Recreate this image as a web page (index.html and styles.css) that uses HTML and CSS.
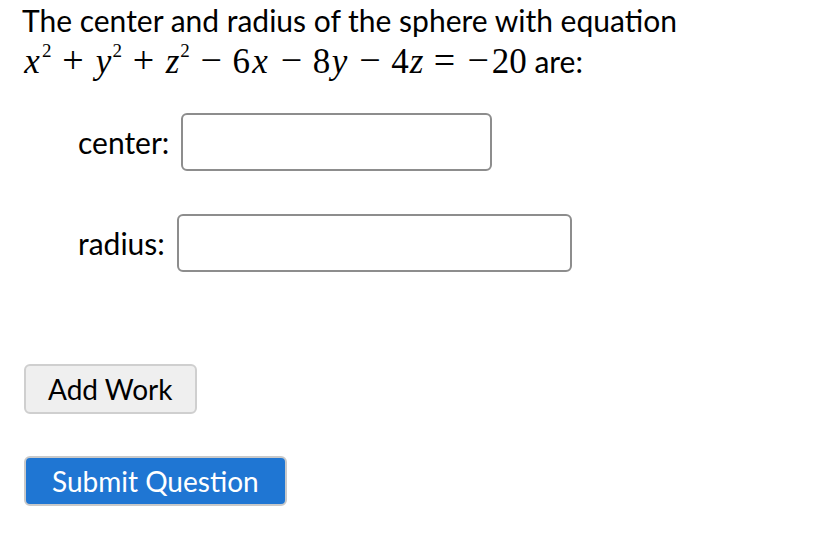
FILE: index.html
```html
<!DOCTYPE html>
<html lang="en">
<head>
    <meta charset="UTF-8">
    <meta name="viewport" content="width=device-width, initial-scale=1.0">
    <title>Question</title>
    <link rel="stylesheet" href="styles.css">
</head>
<body>
    <div class="question">
        <p class="prompt">
            The center and radius of the sphere with equation
            <span class="math"><i class="mx">x</i><sup>2</sup><span class="op">+</span><i class="my">y</i><sup>2</sup><span class="op">+</span><i class="mz">z</i><sup>2</sup><span class="op">&minus;</span><span class="mn">6</span><i class="mx">x</i><span class="op">&minus;</span><span class="mn">8</span><i class="my">y</i><span class="op">&minus;</span><span class="mn">4</span><i class="mz">z</i><span class="rel">=</span><span class="neg">&minus;</span><span class="mn">2</span><span class="mn">0</span></span> are:
        </p>

        <div class="answers">
            <div class="answer-row">
                <label for="center">center:</label>
                <input type="text" id="center" class="center-input">
            </div>
            <div class="answer-row">
                <label for="radius">radius:</label>
                <input type="text" id="radius" class="radius-input">
            </div>
        </div>

        <div class="actions">
            <button type="button" class="btn btn-work">Add Work</button>
            <button type="submit" class="btn btn-submit">Submit Question</button>
        </div>
    </div>
</body>
</html>
```

FILE: styles.css
```css
body {
    font-family: Lato, 'Noto Sans', sans-serif;
    color: #000;
    background: #fff;
    margin: 0;
    padding: 0 22px;
}

.prompt {
    font-size: 30px;
    line-height: 41px;
    margin: 0;
}

/* typeset equation, widths follow TeX metrics */
.math {
    font-family: 'Liberation Serif', 'DejaVu Serif', serif;
    font-size: 35px;
    line-height: 0;
    white-space: nowrap;
}

.math i,
.math .mn,
.math .op,
.math .rel,
.math .neg,
.math sup {
    display: inline-block;
    line-height: 0;
    text-align: center;
}

.math .mx { width: 0.572em; }
.math .my { width: 0.52em; }
.math .mz { width: 0.44em; }
.math .mn { width: 0.5em; }

.math sup {
    font-size: 19px;
    width: 0.5em;
    vertical-align: 16px;
    text-align: left;
}

.math .op,
.math .rel,
.math .neg {
    font-size: 38px;
}

.math .op { width: 1.127em; }
.math .rel { width: 1.06em; }
.math .neg { width: 0.716em; }

.answers {
    padding-left: 56px;
    margin-top: 31px;
}

.answer-row {
    display: flex;
    align-items: center;
    gap: 12px;
    margin-bottom: 43px;
}

label {
    font-size: 30px;
}

input {
    height: 58px;
    box-sizing: border-box;
    border: 2px solid #8d8d8d;
    border-radius: 6px;
    font-size: 24px;
    padding: 0 10px;
}

.center-input {
    width: 311px;
}

.radius-input {
    width: 395px;
}

.actions {
    display: flex;
    flex-direction: column;
    align-items: flex-start;
    gap: 42px;
    margin-top: 92px;
    padding-left: 2px;
}

.btn {
    font-family: inherit;
    font-size: 28px;
    height: 50px;
    border-radius: 6px;
    cursor: pointer;
}

.btn-work {
    padding: 0 22px;
    background-color: #efefef;
    border: 2px solid #cfcfcf;
    color: #000;
}

.btn-submit {
    padding: 0 26px;
    background-color: #1f76d3;
    border: 2px solid #c9c9c9;
    color: #fff;
}
```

## WHAT NEEDS TO BE DONE
Reproduce the data above in full, exactly as it is, with the pictures left out.

## ANSWER TO THE EXERCISE
Recreate this image as a web page (index.html and styles.css) that uses HTML and CSS.
FILE: index.html
```html
<!DOCTYPE html>
<html lang="en">
<head>
    <meta charset="UTF-8">
    <meta name="viewport" content="width=device-width, initial-scale=1.0">
    <title>Question</title>
    <link rel="stylesheet" href="styles.css">
</head>
<body>
    <div class="question">
        <p class="prompt">
            The center and radius of the sphere with equation
            <span class="math"><i class="mx">x</i><sup>2</sup><span class="op">+</span><i class="my">y</i><sup>2</sup><span class="op">+</span><i class="mz">z</i><sup>2</sup><span class="op">&minus;</span><span class="mn">6</span><i class="mx">x</i><span class="op">&minus;</span><span class="mn">8</span><i class="my">y</i><span class="op">&minus;</span><span class="mn">4</span><i class="mz">z</i><span class="rel">=</span><span class="neg">&minus;</span><span class="mn">2</span><span class="mn">0</span></span> are:
        </p>

        <div class="answers">
            <div class="answer-row">
                <label for="center">center:</label>
                <input type="text" id="center" class="center-input">
            </div>
            <div class="answer-row">
                <label for="radius">radius:</label>
                <input type="text" id="radius" class="radius-input">
            </div>
        </div>

        <div class="actions">
            <button type="button" class="btn btn-work">Add Work</button>
            <button type="submit" class="btn btn-submit">Submit Question</button>
        </div>
    </div>
</body>
</html>
```

FILE: styles.css
```css
body {
    font-family: Lato, 'Noto Sans', sans-serif;
    color: #000;
    background: #fff;
    margin: 0;
    padding: 0 22px;
}

.prompt {
    font-size: 30px;
    line-height: 41px;
    margin: 0;
}

/* typeset equation, widths follow TeX metrics */
.math {
    font-family: 'Liberation Serif', 'DejaVu Serif', serif;
    font-size: 35px;
    line-height: 0;
    white-space: nowrap;
}

.math i,
.math .mn,
.math .op,
.math .rel,
.math .neg,
.math sup {
    display: inline-block;
    line-height: 0;
    text-align: center;
}

.math .mx { width: 0.572em; }
.math .my { width: 0.52em; }
.math .mz { width: 0.44em; }
.math .mn { width: 0.5em; }

.math sup {
    font-size: 19px;
    width: 0.5em;
    vertical-align: 16px;
    text-align: left;
}

.math .op,
.math .rel,
.math .neg {
    font-size: 38px;
}

.math .op { width: 1.127em; }
.math .rel { width: 1.06em; }
.math .neg { width: 0.716em; }

.answers {
    padding-left: 56px;
    margin-top: 31px;
}

.answer-row {
    display: flex;
    align-items: center;
    gap: 12px;
    margin-bottom: 43px;
}

label {
    font-size: 30px;
}

input {
    height: 58px;
    box-sizing: border-box;
    border: 2px solid #8d8d8d;
    border-radius: 6px;
    font-size: 24px;
    padding: 0 10px;
}

.center-input {
    width: 311px;
}

.radius-input {
    width: 395px;
}

.actions {
    display: flex;
    flex-direction: column;
    align-items: flex-start;
    gap: 42px;
    margin-top: 92px;
    padding-left: 2px;
}

.btn {
    font-family: inherit;
    font-size: 28px;
    height: 50px;
    border-radius: 6px;
    cursor: pointer;
}

.btn-work {
    padding: 0 22px;
    background-color: #efefef;
    border: 2px solid #cfcfcf;
    color: #000;
}

.btn-submit {
    padding: 0 26px;
    background-color: #1f76d3;
    border: 2px solid #c9c9c9;
    color: #fff;
}
```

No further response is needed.